Because they build their offspring, they can make choices about their body plans, giving them a firm grasp of the elements of evolution. If they live their life wishing their Parent had made them a few inches taller they will make their offspring taller. Those offspring in turn wish that they had a more stable leg system to cope with their height, so they build a generation with a tweaked leg system. These in turn find that the stability system is to limiting in range of motion so they make their offspring shorter... etc.
Every automata is expected to be able to do every task in a community, and so an adaptable body plan prevails; but this is sensitive to the available local materials and environmental requirements. Due to this automata often live where few others can.

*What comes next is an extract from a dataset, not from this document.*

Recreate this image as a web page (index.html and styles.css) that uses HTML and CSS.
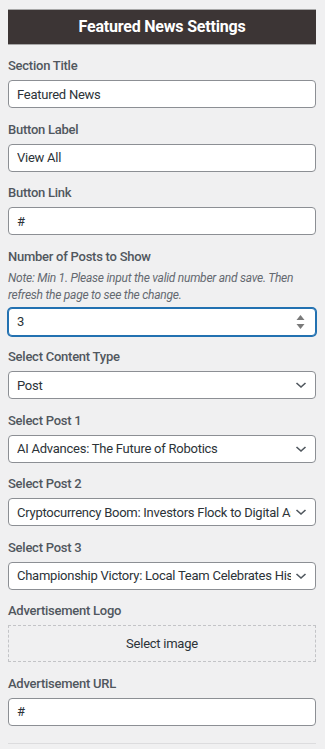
FILE: index.html
```html
<!DOCTYPE html>
<html lang="en">
<head>
  <meta charset="UTF-8" />
  <meta name="viewport" content="width=device-width, initial-scale=1.0" />
  <title>Featured News Settings</title>
  <link rel="stylesheet" href="styles.css">
</head>
<body>
  <div class="widget">
    <h3 class="widget-title">Featured News Settings</h3>

    <div class="field">
      <label>Section Title</label>
      <input class="text-input" type="text" value="Featured News" />
    </div>

    <div class="field">
      <label>Button Label</label>
      <input class="text-input" type="text" value="View All" />
    </div>

    <div class="field">
      <label>Button Link</label>
      <input class="text-input" type="text" value="#" />
    </div>

    <div class="field">
      <label>Number of Posts to Show</label>
      <p class="note">Note: Min 1. Please input the valid number and save. Then refresh the page to see the change.</p>
      <div class="number-wrap">
        <input class="text-input focused" type="text" value="3" />
        <span class="spinner">
          <svg width="9" height="20" viewBox="0 0 9 20">
            <path d="M4.5 3 L8.5 8 L0.5 8 Z" fill="#7a7a7a" />
            <path d="M0.5 12 L8.5 12 L4.5 17 Z" fill="#7a7a7a" />
          </svg>
        </span>
      </div>
    </div>

    <div class="field">
      <label>Select Content Type</label>
      <div class="select-wrap">
        <select class="select-input">
          <option>Post</option>
        </select>
        <svg class="chevron" width="12" height="8" viewBox="0 0 12 8"><path d="M1.5 2 L6 6 L10.5 2" fill="none" stroke="#50575e" stroke-width="1.6" /></svg>
      </div>
    </div>

    <div class="field">
      <label>Select Post 1</label>
      <div class="select-wrap">
        <select class="select-input">
          <option>AI Advances: The Future of Robotics</option>
        </select>
        <svg class="chevron" width="12" height="8" viewBox="0 0 12 8"><path d="M1.5 2 L6 6 L10.5 2" fill="none" stroke="#50575e" stroke-width="1.6" /></svg>
      </div>
    </div>

    <div class="field">
      <label>Select Post 2</label>
      <div class="select-wrap">
        <select class="select-input">
          <option>Cryptocurrency Boom: Investors Flock to Digital Assets</option>
        </select>
        <svg class="chevron" width="12" height="8" viewBox="0 0 12 8"><path d="M1.5 2 L6 6 L10.5 2" fill="none" stroke="#50575e" stroke-width="1.6" /></svg>
      </div>
    </div>

    <div class="field">
      <label>Select Post 3</label>
      <div class="select-wrap">
        <select class="select-input">
          <option>Championship Victory: Local Team Celebrates Historic Win</option>
        </select>
        <svg class="chevron" width="12" height="8" viewBox="0 0 12 8"><path d="M1.5 2 L6 6 L10.5 2" fill="none" stroke="#50575e" stroke-width="1.6" /></svg>
      </div>
    </div>

    <div class="field">
      <label>Advertisement Logo</label>
      <div class="image-select">Select image</div>
    </div>

    <div class="field">
      <label>Advertisement URL</label>
      <input class="text-input" type="text" value="#" />
    </div>
  </div>
</body>
</html>
```

FILE: styles.css
```css
body {
  margin: 0;
  padding: 0;
  font-family: Roboto, 'Noto Sans', sans-serif;
  font-size: 13px;
  letter-spacing: -0.25px;
  background: #f0f0f1;
  color: #3c434a;
}
.widget {
  margin: 9px 9px 0 8px;
  padding-bottom: 17px;
  border-bottom: 1px solid #dcdcde;
}
.widget-title {
  margin: 0 0 12px;
  height: 34px;
  line-height: 34px;
  background: #3c3535;
  border-top: 1px solid #a7a7a7;
  border-bottom: 1px solid #a7a7a7;
  color: #fff;
  text-align: center;
  font-size: 16px;
  font-weight: bold;
  letter-spacing: -0.2px;
}
.field {
  margin-bottom: 12.5px;
}
.field:last-child {
  margin-bottom: 0;
}
.field label {
  display: block;
  line-height: 18px;
  margin-bottom: 5px;
  font-weight: 500;
  color: #50575e;
}
.note {
  margin: -1px 0 4px;
  font-size: 12px;
  line-height: 17px;
  font-style: italic;
  color: #646970;
}
.text-input, .select-input {
  display: block;
  box-sizing: border-box;
  width: 100%;
  height: 28px;
  margin: 0;
  padding: 0 8px;
  font-family: inherit;
  font-size: 13px;
  letter-spacing: -0.25px;
  color: #2c3338;
  background: #fff;
  border: 1px solid #8c8f94;
  border-radius: 4px;
  outline: none;
}
.text-input.focused {
  border-color: #2271b1;
  box-shadow: 0 0 0 1px #2271b1;
}
.number-wrap, .select-wrap {
  position: relative;
}
.spinner {
  position: absolute;
  top: 4px;
  right: 11px;
  display: flex;
}
.select-input {
  appearance: none;
  -webkit-appearance: none;
  padding-right: 24px;
  white-space: nowrap;
  overflow: hidden;
}
.chevron {
  position: absolute;
  top: 10px;
  right: 9px;
  pointer-events: none;
}
.image-select {
  margin-top: 2px;
  height: 35px;
  line-height: 35px;
  border: 1px dashed #c3c4c7;
  text-align: center;
  color: #2c3338;
}
```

|Most automata keep Spartan and simple living quaters|
In larger automata communities there are larger units of operation than the Circle. A unit of 6 Circles (6^2, or 36 automata) is a Comb. A unit of 6 Combs (6^3, or 216 automata) is a Block. A unit of 6 Blocks (6^4, or 1,296 automata) is a Cohort. A unit of 6 Cohorts (6^5, or 7,776 automata) is a Division. And a unit of 6 Divisions (6^6, 46,656 automata) is a Colony. Anything beyond a Colony is a ridiculous idea and the automaton you suggest this to with grind their joints and quake with mirth.
Automata Racial Trait
As promised, automata have a racial trait that scales with the number of automata present, thus rewading the mono-race party I have always dreamed of, a la these posts from over at Goblin Punch.
Once a day, up to one Circle of Automata can work together to build something. This can be a structure, walls, trenches, or a vehicle. More refined creations require skilled artisans, specialized tools, and more refined materials (hewn and cured lumber, cast nails, kilns, a smithy, sealing tar, a shipwright, etc). It takes 8 hours to create and is constrained by available materials (they can't build a raft out of beach rocks or a tower out of grass). After their building everyone that participated gets a point of exhaustion. If they build the next day they accrue another point of exhaustion even if they got a good nights rest.

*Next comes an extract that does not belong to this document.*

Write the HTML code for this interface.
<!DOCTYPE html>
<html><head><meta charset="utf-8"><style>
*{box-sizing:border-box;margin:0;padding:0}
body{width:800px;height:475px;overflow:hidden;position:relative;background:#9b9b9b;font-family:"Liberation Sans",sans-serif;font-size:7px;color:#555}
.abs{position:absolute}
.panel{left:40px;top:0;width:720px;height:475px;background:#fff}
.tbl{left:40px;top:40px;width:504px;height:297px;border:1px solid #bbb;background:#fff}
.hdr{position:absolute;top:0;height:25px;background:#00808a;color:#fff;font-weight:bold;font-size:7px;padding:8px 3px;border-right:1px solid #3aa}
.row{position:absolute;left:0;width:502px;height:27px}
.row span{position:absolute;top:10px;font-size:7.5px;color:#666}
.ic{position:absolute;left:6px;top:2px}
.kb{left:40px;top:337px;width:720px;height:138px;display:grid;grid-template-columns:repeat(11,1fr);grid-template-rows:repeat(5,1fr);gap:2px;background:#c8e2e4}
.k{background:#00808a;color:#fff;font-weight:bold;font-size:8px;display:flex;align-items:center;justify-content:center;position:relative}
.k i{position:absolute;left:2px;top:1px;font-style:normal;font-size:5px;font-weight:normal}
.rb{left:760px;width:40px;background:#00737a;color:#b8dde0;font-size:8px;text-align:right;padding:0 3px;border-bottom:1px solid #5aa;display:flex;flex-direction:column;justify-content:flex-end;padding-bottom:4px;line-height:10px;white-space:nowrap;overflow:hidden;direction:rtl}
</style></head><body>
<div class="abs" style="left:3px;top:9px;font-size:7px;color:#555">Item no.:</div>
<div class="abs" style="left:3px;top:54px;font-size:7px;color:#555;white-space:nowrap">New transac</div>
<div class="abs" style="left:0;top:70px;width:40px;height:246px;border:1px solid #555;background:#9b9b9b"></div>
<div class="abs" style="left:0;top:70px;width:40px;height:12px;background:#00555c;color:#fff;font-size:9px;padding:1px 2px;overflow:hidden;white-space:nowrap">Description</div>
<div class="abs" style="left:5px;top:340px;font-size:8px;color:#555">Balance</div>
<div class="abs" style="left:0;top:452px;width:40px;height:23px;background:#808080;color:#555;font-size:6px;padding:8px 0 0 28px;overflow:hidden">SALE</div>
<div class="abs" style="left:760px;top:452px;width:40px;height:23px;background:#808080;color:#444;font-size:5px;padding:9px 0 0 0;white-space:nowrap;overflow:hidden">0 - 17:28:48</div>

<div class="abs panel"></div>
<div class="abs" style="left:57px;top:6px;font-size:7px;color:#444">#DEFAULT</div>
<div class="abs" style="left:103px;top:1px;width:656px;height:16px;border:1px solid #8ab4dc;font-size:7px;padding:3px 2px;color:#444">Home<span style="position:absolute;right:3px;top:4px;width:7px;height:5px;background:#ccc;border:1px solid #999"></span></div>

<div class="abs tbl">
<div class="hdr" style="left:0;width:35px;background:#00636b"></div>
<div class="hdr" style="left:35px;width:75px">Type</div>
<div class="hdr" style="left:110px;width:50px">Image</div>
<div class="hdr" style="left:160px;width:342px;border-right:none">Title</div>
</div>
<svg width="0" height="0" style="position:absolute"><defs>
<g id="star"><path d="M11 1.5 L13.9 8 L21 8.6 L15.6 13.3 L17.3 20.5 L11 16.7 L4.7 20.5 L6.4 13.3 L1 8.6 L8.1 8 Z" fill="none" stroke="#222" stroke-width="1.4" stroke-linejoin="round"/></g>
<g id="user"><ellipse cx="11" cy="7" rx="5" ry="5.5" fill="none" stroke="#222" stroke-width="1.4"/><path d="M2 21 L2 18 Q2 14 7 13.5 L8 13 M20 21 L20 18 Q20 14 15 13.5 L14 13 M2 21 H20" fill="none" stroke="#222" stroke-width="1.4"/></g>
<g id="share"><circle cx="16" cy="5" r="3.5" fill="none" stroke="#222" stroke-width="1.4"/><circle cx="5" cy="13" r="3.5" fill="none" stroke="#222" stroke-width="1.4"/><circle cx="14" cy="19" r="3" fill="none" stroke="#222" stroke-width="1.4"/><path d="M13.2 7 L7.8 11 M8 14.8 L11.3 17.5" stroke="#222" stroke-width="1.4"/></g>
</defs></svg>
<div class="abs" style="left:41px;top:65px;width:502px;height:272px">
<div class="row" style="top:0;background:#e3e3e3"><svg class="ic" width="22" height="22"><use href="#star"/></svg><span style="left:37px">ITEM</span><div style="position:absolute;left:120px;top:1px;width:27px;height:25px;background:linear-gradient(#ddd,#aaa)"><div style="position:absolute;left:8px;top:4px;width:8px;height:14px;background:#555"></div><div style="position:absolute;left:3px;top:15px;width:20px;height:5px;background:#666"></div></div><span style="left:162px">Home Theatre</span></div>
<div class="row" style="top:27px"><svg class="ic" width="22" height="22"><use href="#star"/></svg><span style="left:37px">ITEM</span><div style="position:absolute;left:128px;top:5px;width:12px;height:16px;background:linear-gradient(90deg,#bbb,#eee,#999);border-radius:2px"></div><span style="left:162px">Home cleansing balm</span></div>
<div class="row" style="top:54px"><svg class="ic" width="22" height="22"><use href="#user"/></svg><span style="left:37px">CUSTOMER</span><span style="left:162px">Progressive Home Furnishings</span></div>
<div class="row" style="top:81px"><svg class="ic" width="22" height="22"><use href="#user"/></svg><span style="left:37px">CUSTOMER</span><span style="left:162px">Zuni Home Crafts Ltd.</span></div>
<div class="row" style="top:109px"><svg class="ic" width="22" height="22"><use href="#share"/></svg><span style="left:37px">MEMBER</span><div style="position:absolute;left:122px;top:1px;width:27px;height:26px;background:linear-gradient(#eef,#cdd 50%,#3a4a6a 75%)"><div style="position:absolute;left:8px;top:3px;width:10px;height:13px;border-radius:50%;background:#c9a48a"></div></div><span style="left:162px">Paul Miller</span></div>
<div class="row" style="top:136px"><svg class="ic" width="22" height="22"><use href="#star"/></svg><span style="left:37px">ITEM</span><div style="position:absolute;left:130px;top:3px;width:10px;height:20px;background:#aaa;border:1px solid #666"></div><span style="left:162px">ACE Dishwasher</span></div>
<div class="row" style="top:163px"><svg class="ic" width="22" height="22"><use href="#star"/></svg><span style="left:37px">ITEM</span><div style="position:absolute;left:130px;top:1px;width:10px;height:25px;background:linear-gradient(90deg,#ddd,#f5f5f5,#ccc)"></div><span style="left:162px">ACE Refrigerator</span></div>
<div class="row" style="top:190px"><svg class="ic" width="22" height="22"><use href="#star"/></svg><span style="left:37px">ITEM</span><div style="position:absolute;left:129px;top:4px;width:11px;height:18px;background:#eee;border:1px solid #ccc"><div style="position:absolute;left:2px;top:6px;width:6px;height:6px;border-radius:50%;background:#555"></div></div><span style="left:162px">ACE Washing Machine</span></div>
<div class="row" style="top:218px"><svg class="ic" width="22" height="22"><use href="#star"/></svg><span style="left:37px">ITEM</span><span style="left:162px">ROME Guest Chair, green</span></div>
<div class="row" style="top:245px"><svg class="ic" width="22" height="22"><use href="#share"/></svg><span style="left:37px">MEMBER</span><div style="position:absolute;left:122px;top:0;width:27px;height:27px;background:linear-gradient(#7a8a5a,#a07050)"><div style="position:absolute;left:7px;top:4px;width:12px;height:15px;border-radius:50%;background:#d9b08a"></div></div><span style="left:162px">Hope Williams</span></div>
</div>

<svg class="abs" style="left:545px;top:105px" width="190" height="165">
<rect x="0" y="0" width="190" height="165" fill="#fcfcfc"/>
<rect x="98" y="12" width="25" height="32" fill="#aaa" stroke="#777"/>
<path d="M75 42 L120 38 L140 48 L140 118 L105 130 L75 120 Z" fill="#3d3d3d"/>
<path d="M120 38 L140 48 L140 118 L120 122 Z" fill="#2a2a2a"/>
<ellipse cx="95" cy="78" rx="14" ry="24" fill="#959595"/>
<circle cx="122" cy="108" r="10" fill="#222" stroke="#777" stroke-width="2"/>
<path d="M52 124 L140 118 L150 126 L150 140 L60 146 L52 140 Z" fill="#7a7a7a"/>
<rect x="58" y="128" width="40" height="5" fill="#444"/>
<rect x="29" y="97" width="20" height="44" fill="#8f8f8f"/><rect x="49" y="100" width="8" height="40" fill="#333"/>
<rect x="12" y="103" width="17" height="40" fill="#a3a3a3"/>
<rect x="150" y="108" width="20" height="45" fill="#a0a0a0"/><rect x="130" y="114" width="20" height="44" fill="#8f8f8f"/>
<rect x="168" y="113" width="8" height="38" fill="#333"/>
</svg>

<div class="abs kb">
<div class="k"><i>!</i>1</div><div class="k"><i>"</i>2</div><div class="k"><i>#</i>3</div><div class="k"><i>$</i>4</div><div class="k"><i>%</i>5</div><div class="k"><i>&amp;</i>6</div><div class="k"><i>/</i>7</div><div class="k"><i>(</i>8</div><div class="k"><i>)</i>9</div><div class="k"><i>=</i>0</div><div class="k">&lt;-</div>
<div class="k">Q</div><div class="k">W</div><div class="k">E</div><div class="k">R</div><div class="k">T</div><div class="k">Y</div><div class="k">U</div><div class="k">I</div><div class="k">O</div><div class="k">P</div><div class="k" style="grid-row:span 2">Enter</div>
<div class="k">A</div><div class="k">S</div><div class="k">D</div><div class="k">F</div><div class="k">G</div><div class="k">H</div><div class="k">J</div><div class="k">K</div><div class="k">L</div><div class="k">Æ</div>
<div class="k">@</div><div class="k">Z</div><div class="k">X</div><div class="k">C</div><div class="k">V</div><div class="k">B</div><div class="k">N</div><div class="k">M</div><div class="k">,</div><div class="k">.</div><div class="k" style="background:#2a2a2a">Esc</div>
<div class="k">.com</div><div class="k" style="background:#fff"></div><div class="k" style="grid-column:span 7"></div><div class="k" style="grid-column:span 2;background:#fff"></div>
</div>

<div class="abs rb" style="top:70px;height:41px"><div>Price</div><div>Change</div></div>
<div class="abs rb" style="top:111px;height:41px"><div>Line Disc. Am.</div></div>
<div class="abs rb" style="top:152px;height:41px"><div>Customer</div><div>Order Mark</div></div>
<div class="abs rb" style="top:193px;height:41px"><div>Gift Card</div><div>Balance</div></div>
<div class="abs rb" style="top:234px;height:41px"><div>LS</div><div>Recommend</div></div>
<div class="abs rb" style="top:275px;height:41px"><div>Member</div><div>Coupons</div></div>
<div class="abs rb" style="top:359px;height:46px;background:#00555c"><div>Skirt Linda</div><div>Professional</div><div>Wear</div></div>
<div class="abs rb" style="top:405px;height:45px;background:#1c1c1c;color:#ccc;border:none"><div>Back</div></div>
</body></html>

The following equations are suggestions, where x= # automata participating capping at 6. The time required can be reduced proportionally if a smaller than maximum object is built (ie if a 10ft long and 10ft tall wall needs to be built across a hallway in a dungeon and 6 automata are available to help it would take roughly 1 hour to build instead of 8).
- Earthen: x^2*100 square feet
- Wooden:x^2*50 square feet
- Stone:x^2*10 square feet
Wall (5ft wide, 5ft tall):
- Earthen: x^2*40 linear feet
- Wooden:x^2*20 linear feet
- Stone:x^2*4 linear feet
Trench (5ft across, 5ft deep):
- Empty: x^2*40 linear feet
- Staked: x^2*20 linear feet
- Raft: x^2/2 person raft (minimum 1)
- Cart:x^2/3 person (minimum 1)
Bonus Content: Trap-boat
So the main conflict of the first session was convincing two wandering and "adventuring" adolescent Cyclopes brothers to leave Nános after wrecking their raft in a late season storm. They offered to build the brutes a boat to speed them on their journey. They did build them a boat. A trap-boat.
Suntribó, a wretched and quite street sweeping PC automaton, designed a boat with a sail that worked a loop of rope every time it caught wind. This loop of rope was threaded through the mast and spun a dull drill bit into the hull. So as the Cyclopes sailed away in their trap-boat they were sailing to their watery doom...
A horribly awesome way to handle stubborn Cyclopes.